If women aren't interested in the job, you've already got gender parity. Women are moral agents and can make decisions too, you know. This is also why no one is complaining about the lack of gender parity in sanitation services.


Be careful, if you suggest all women don't naturally aspire to be Silicon Valley software engineers, you might be mistaken for James Damore. ;)

I personally don't see why software engineering seems to be constantly placed as the hallmark of jobs to work at, to the extent that if people don't want to do it, it's a problem. A lot of software engineering jobs are grueling, long-hour (or all-hour) jobs with questionable benefit to society. 'Hey, we made the ad company's ad tracking code 10% more pervasive! Wooo!' So you get a poor work-life balance in exchange for some slight premium on the pay you could make in a half a dozen related fields.

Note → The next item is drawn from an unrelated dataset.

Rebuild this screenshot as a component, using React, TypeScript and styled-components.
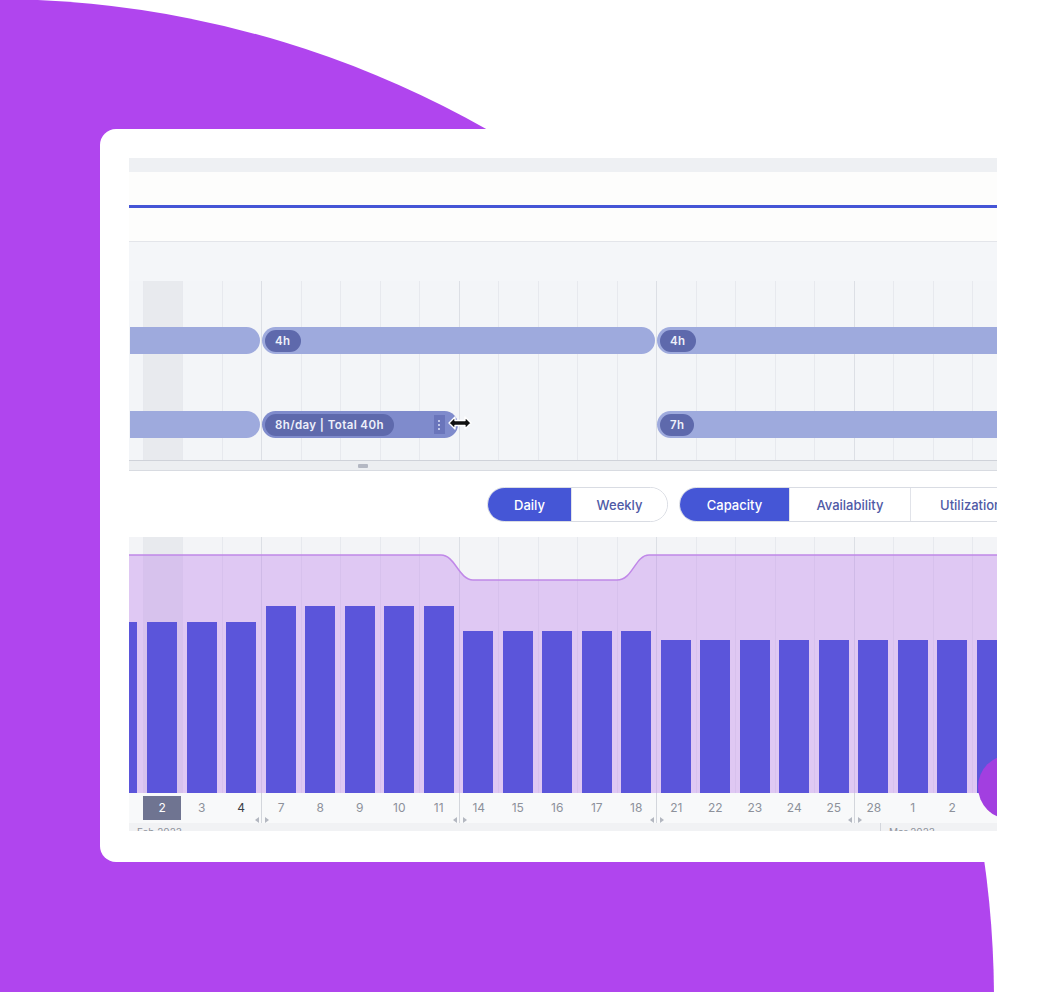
import React from 'react';
import styled, { createGlobalStyle } from 'styled-components';

const GlobalStyle = createGlobalStyle`
  *, *::before, *::after {
    box-sizing: border-box;
  }
  html, body {
    margin: 0;
    padding: 0;
    background: #ffffff;
  }
  body {
    font-family: Inter, 'Noto Sans', 'Liberation Sans', sans-serif;
  }
`;

// one partial column on the left, then 22 day columns
const COLS = '13.5px repeat(22, 39.5px)';
const WEEK_STARTS = [4, 9, 14, 19];
const TODAY = 1;

const dates = ['', '2', '3', '4', '7', '8', '9', '10', '11', '14', '15', '16', '17', '18', '21', '22', '23', '24', '25', '28', '1', '2', '3'];

const chartHeights = [171, 171, 171, 171, 187, 187, 187, 187, 187, 162, 162, 162, 162, 162, 153, 153, 153, 153, 153, 153, 153, 153, 153];

const Page = styled.div`
  position: relative;
  width: 1040px;
  height: 992px;
  overflow: hidden;
  background: #ffffff;
`;

const Blob = styled.div`
  position: absolute;
  left: -1008px;
  top: -1px;
  width: 2002px;
  height: 2002px;
  border-radius: 50%;
  background: #b045ee;
`;

const Card = styled.div`
  position: relative;
  margin: 129px 0 0 100px;
  width: 1000px;
  height: 733px;
  padding: 29px 0 0 29px;
  background: #ffffff;
  border-radius: 16px 0 0 16px;
`;

const Frame = styled.div`
  position: relative;
  width: 868px;
  height: 673px;
  overflow: hidden;
  display: flex;
  flex-direction: column;
  & > * {
    flex-shrink: 0;
  }
`;

const TopStrip = styled.div`
  height: 14px;
  background: #eef0f3;
`;

const Header = styled.div`
  height: 70px;
  padding-top: 33px;
  background: #fdfdfc;
  border-bottom: 1px solid #e3e5ea;
`;

const BlueLine = styled.div`
  height: 3px;
  background: #4555d6;
`;

const DayHeader = styled.div`
  height: 39px;
  background: #f4f6f9;
`;

const TimeGrid = styled.div`
  display: grid;
  grid-template-columns: ${COLS};
`;

const ColumnLayer = styled(TimeGrid)`
  position: absolute;
  inset: 0;
`;

const ColumnCell = styled.div<{ $week: boolean; $today: boolean; $first: boolean }>`
  border-left: ${(p) => (p.$first ? 'none' : `1px solid ${p.$week ? '#dcdfe5' : '#e7e9ee'}`)};
  background: ${(p) => (p.$today ? '#e8eaee' : 'transparent')};
`;

const GanttArea = styled.div`
  position: relative;
  height: 179px;
  background: #f3f5f8;
`;

const GanttRows = styled.div`
  position: relative;
  display: flex;
  flex-direction: column;
  gap: 57px;
  padding-top: 46px;
`;

const BarRow = styled(TimeGrid)`
  height: 27px;
`;

const Segment = styled.div<{ $from: number; $to: number; $selected?: boolean; $clipLeft?: boolean }>`
  position: relative;
  grid-column: ${(p) => p.$from} / ${(p) => p.$to};
  margin: 0 1px;
  display: flex;
  align-items: center;
  padding-left: 3px;
  background: ${(p) => (p.$selected ? '#7f8bcc' : '#9eaadd')};
  border-radius: ${(p) => (p.$clipLeft ? '0 14px 14px 0' : '14px')};
`;

const Pill = styled.span`
  height: 22px;
  line-height: 22px;
  padding: 0 10px;
  border-radius: 11px;
  background: #5e69ac;
  color: #eef0fa;
  font-size: 11.5px;
  font-weight: 600;
  letter-spacing: 0.4px;
  white-space: nowrap;
`;

const Handle = styled.div`
  position: absolute;
  right: 13px;
  top: 4px;
  width: 11px;
  height: 19px;
  background: #6a75bb;
  display: flex;
  flex-direction: column;
  align-items: center;
  justify-content: center;
  gap: 2px;
`;

const Dot = styled.span`
  width: 2px;
  height: 2px;
  border-radius: 1px;
  background: #dfe3f7;
`;

const Cursor = styled.svg`
  position: absolute;
  right: -14px;
  top: 4px;
`;

const ScrollBar = styled.div`
  height: 11px;
  border-top: 1px solid #cfd2d9;
  border-bottom: 1px solid #d8dbe1;
  background: #eceef1;
  padding-left: 229px;
  display: flex;
  align-items: center;
`;

const Thumb = styled.div`
  width: 10px;
  height: 4px;
  border-radius: 1px;
  background: #b4b8c3;
`;

const Toolbar = styled.div`
  height: 66px;
  padding: 16px 0 0 358px;
  display: flex;
  gap: 11px;
  background: #ffffff;
`;

const Segmented = styled.div`
  display: flex;
  height: 35px;
  flex-shrink: 0;
  border: 1px solid #d9dce3;
  border-radius: 18px;
  overflow: hidden;
`;

const SegButton = styled.div<{ $active?: boolean; $w: number }>`
  width: ${(p) => p.$w}px;
  display: flex;
  align-items: center;
  justify-content: center;
  font-size: 13px;
  font-weight: 500;
  color: ${(p) => (p.$active ? '#ffffff' : '#4f5aa6')};
  background: ${(p) => (p.$active ? '#4556d6' : '#ffffff')};
  & + & {
    border-left: 1px solid #e1e3e9;
  }
`;

const ChartArea = styled.div`
  position: relative;
  height: 256px;
  background: #f3f4f7;
`;

const AreaSvg = styled.svg`
  position: absolute;
  left: 0;
  top: 0;
`;

const BarGrid = styled(TimeGrid)`
  position: relative;
  height: 100%;
  align-items: end;
`;

const ChartBar = styled.div<{ $partial?: boolean }>`
  justify-self: ${(p) => (p.$partial ? 'start' : 'center')};
  width: ${(p) => (p.$partial ? '8px' : '30px')};
  background: #5b55da;
`;

const DateRow = styled(TimeGrid)`
  height: 30px;
  background: #f8f9fa;
`;

const DateCell = styled.div<{ $week: boolean }>`
  position: relative;
  display: flex;
  align-items: center;
  justify-content: center;
  border-left: ${(p) => (p.$week ? '1px solid #d3d6dc' : 'none')};
`;

const DateLabel = styled.span<{ $today?: boolean; $dark?: boolean }>`
  width: ${(p) => (p.$today ? '38px' : 'auto')};
  height: 24px;
  line-height: 24px;
  text-align: center;
  font-size: 12px;
  color: ${(p) => (p.$today ? '#ffffff' : p.$dark ? '#3c3f48' : '#8d919b')};
  background: ${(p) => (p.$today ? '#6f7491' : 'transparent')};
`;

const Arrows = styled.svg`
  position: absolute;
  left: -8px;
  bottom: -1px;
`;

const MonthStrip = styled.div`
  height: 8px;
  overflow: hidden;
  display: flex;
  background: #f1f2f4;
`;

const MonthLabel = styled.span<{ $w: number }>`
  width: ${(p) => p.$w}px;
  padding: 3px 0 0 8px;
  font-size: 10px;
  line-height: 12px;
  color: #8d919b;
  & + & {
    border-left: 1px solid #d3d6dc;
  }
`;

const ChatBubble = styled.div`
  position: absolute;
  left: 849px;
  top: 597px;
  width: 64px;
  height: 64px;
  border-radius: 50%;
  background: #a23fe0;
`;

const Columns: React.FC = () => (
  <ColumnLayer>
    {dates.map((_, i) => (
      <ColumnCell key={i} $first={i === 0} $week={WEEK_STARTS.includes(i)} $today={i === TODAY} />
    ))}
  </ColumnLayer>
);

export default function App() {
  return (
    <>
      <GlobalStyle />
      <Page>
        <Blob />
        <Card>
          <Frame>
            <TopStrip />
            <Header>
              <BlueLine />
            </Header>
            <DayHeader />

            <GanttArea>
              <Columns />
              <GanttRows>
                <BarRow>
                  <Segment $from={1} $to={5} $clipLeft />
                  <Segment $from={5} $to={15}>
                    <Pill>4h</Pill>
                  </Segment>
                  <Segment $from={15} $to={-1}>
                    <Pill>4h</Pill>
                  </Segment>
                </BarRow>
                <BarRow>
                  <Segment $from={1} $to={5} $clipLeft />
                  <Segment $from={5} $to={10} $selected>
                    <Pill>8h/day | Total 40h</Pill>
                    <Handle>
                      <Dot />
                      <Dot />
                      <Dot />
                    </Handle>
                    <Cursor width="24" height="16" viewBox="0 0 24 16">
                      <path
                        d="M1 8 L7 2 L7 5.5 L17 5.5 L17 2 L23 8 L17 14 L17 10.5 L7 10.5 L7 14 Z"
                        fill="#111"
                        stroke="#fff"
                        strokeWidth="1.4"
                        strokeLinejoin="round"
                      />
                    </Cursor>
                  </Segment>
                  <Segment $from={15} $to={-1}>
                    <Pill>7h</Pill>
                  </Segment>
                </BarRow>
              </GanttRows>
            </GanttArea>

            <ScrollBar>
              <Thumb />
            </ScrollBar>

            <Toolbar>
              <Segmented>
                <SegButton $active $w={83}>Daily</SegButton>
                <SegButton $w={96}>Weekly</SegButton>
              </Segmented>
              <Segmented>
                <SegButton $active $w={109}>Capacity</SegButton>
                <SegButton $w={121}>Availability</SegButton>
                <SegButton $w={121}>Utilization</SegButton>
              </Segmented>
            </Toolbar>

            <ChartArea>
              <Columns />
              <AreaSvg width="868" height="256" viewBox="0 0 868 256">
                <path
                  d="M0 18 H312 C326 18 330 43 344 43 H488 C504 43 506 18 520 18 H868 V256 H0 Z"
                  fill="rgba(180,110,235,0.32)"
                />
                <path
                  d="M0 18 H312 C326 18 330 43 344 43 H488 C504 43 506 18 520 18 H868"
                  fill="none"
                  stroke="#c088e8"
                  strokeWidth="1.5"
                />
              </AreaSvg>
              <BarGrid>
                {chartHeights.map((h, i) => (
                  <ChartBar key={i} $partial={i === 0} style={{ height: h }} />
                ))}
              </BarGrid>
            </ChartArea>

            <DateRow>
              {dates.map((d, i) => (
                <DateCell key={i} $week={WEEK_STARTS.includes(i)}>
                  {WEEK_STARTS.includes(i) && (
                    <Arrows width="16" height="8" viewBox="0 0 16 8">
                      <path d="M5 1 L1 4 L5 7 Z" fill="#b3b7c0" />
                      <path d="M11 1 L15 4 L11 7 Z" fill="#b3b7c0" />
                    </Arrows>
                  )}
                  <DateLabel $today={i === TODAY} $dark={i === 3}>
                    {d}
                  </DateLabel>
                </DateCell>
              ))}
            </DateRow>

            <MonthStrip>
              <MonthLabel $w={751}>Feb 2023</MonthLabel>
              <MonthLabel $w={117}>Mar 2023</MonthLabel>
            </MonthStrip>

            <ChatBubble />
          </Frame>
        </Card>
      </Page>
    </>
  );
}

Meanwhile, the UI designer or business manager probably gets to go home at 5 PM, and nurses and teachers get to directly see and interact with people whose lives they are making noticeably better. Maybe the fact that more women don't want to be software engineers, is because women are running at a higher level than those of us who sign ourselves up for this stuff.

Which is to say, I don't see a problem with someone who wants to do a job doing it, but I don't see any reason we need to push people to do it.


> It should be important to specifically source and hire women.

I read this that you believe that an applicant's genitals or gender identity ought to be a positive qualification for employment. Am I reading you correctly/charitably?


I legitimately can't tell if this is sarcastic or not.


So you want to lower your standards based on someone's gender alone just to check a box? Seems like a bad idea to me.